*DATA EXTRACT*.
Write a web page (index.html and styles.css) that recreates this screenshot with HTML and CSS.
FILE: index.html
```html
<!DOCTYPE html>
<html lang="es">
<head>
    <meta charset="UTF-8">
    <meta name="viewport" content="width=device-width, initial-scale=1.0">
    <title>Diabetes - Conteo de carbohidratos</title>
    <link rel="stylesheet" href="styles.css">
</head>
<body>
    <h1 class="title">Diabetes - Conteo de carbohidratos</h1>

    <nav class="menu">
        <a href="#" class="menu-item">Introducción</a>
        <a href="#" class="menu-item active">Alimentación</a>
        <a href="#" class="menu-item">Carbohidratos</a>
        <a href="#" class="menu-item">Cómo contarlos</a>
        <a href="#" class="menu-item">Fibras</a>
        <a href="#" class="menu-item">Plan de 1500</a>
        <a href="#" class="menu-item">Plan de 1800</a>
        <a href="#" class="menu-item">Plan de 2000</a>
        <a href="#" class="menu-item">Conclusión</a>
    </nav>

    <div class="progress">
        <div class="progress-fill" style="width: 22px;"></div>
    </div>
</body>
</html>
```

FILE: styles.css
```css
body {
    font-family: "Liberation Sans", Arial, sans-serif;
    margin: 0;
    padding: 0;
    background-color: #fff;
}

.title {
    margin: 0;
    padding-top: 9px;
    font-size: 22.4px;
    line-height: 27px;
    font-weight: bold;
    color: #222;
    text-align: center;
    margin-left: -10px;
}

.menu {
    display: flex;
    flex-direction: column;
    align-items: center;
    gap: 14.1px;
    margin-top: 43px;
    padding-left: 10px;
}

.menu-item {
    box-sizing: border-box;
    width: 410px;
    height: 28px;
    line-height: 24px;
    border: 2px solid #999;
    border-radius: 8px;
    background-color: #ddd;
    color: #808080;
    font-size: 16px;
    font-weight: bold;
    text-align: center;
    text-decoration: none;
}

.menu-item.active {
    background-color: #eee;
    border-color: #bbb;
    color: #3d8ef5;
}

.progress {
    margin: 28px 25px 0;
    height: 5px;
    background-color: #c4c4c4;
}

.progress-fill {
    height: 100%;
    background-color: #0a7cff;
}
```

*PROBLEM TO WORK ON*. From the data, collect all lines where the string "index" appears.

*RESULT*.
Write a web page (index.html and styles.css) that recreates this screenshot with HTML and CSS.
FILE: index.html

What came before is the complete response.